The green hydrogen plant will be built on Terranova’s site in Zelzate (Flanders), where construction companies Jan De Nul, DEME and Aertssen remediated a historic landfill 10 years ago and turned it into a solar park with 55,000 solar panels. The new plant will have a capacity of up to 2.5 megawatts, including storage and a compression and filling station, with the possibility to be expanded to 5 megawatts.



This is a nice step forward in the transition from fossil fuels to a green energy hub in the Ghent port area.

Terranova


We notice an increasing demand from our customers for relatively small quantities of green hydrogen for use in existing processes and for testing and scaling up new techniques to switch to non-fossil fuels and raw materials.

Nippon Gases

Backed by Flanders' government

Construction work should start in the second half of 2023, while production is planned to kick off in early 2025. The project is backed by a grant of EUR 4.33 million from the government of Flanders, which sees the project as fitting into the region’s ‘hydrogen vision’. The remaining funding will be provided by the three project partners.

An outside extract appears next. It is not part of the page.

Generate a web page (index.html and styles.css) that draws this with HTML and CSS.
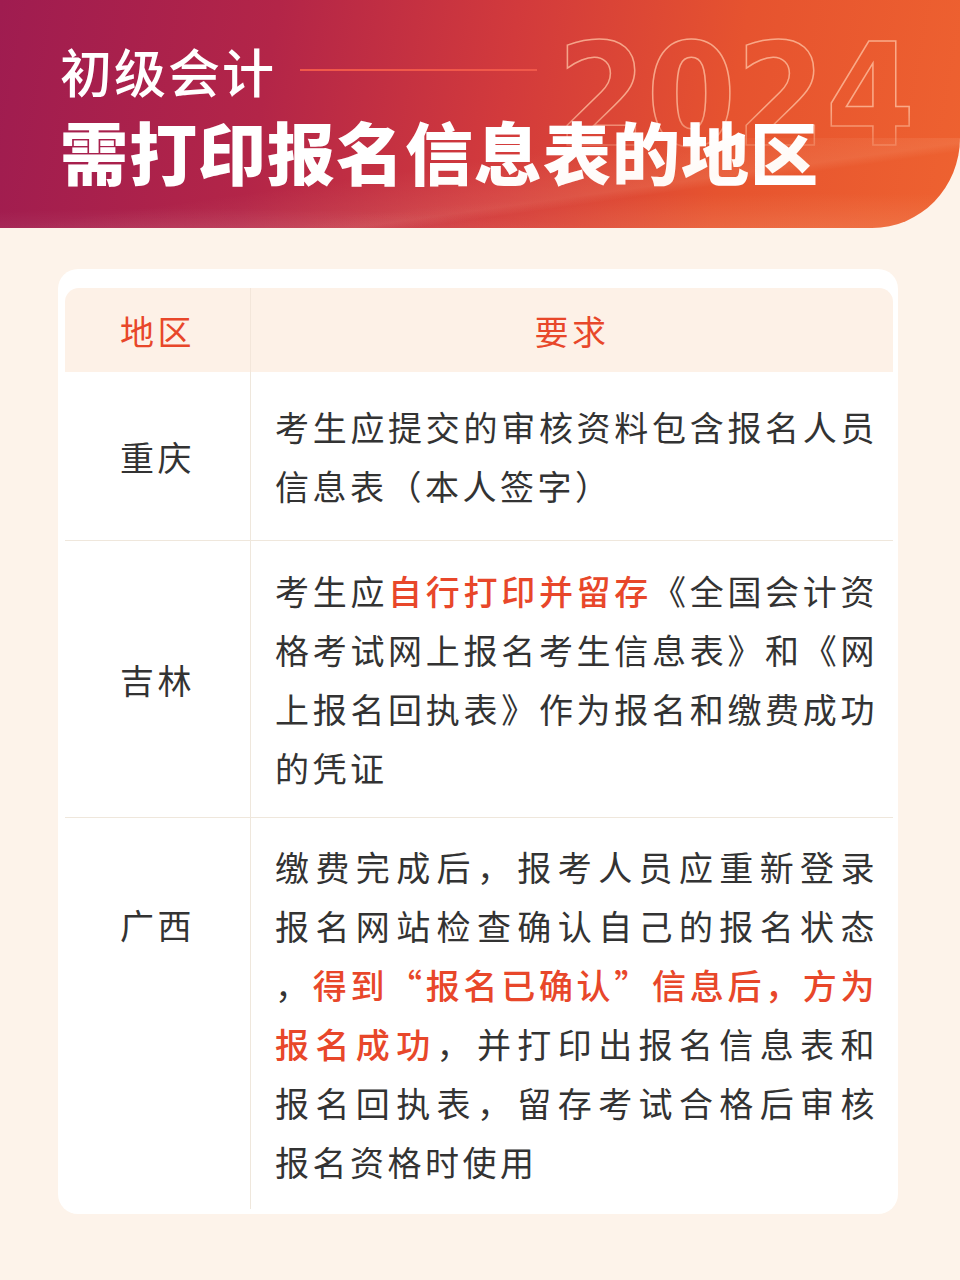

The goal of this collaboration is to set up an innovative and sustainable project to produce green hydrogen on a limited scale with locally generated green electricity.

Brecht Snoeks
Luminus spokesperson

Adding to other efforts

The new green hydrogen plant also fits into the strategy of North Sea Port, one of Flanders’ leading seaports, which has the ambition to become a hydrogen hub in Europe. The port expects the market demand for hydrogen to double by 2050 and therefore decided to build various hydrogen plants by 2025.

Previously, Equinor and Engie also announced plans to produce hydrogen on a large scale at North Sea Port. For that purpose, they want to make blue hydrogen from natural gas, capture the CO₂ released in the process and transport it to Norway through a pipeline to store it in the North Sea.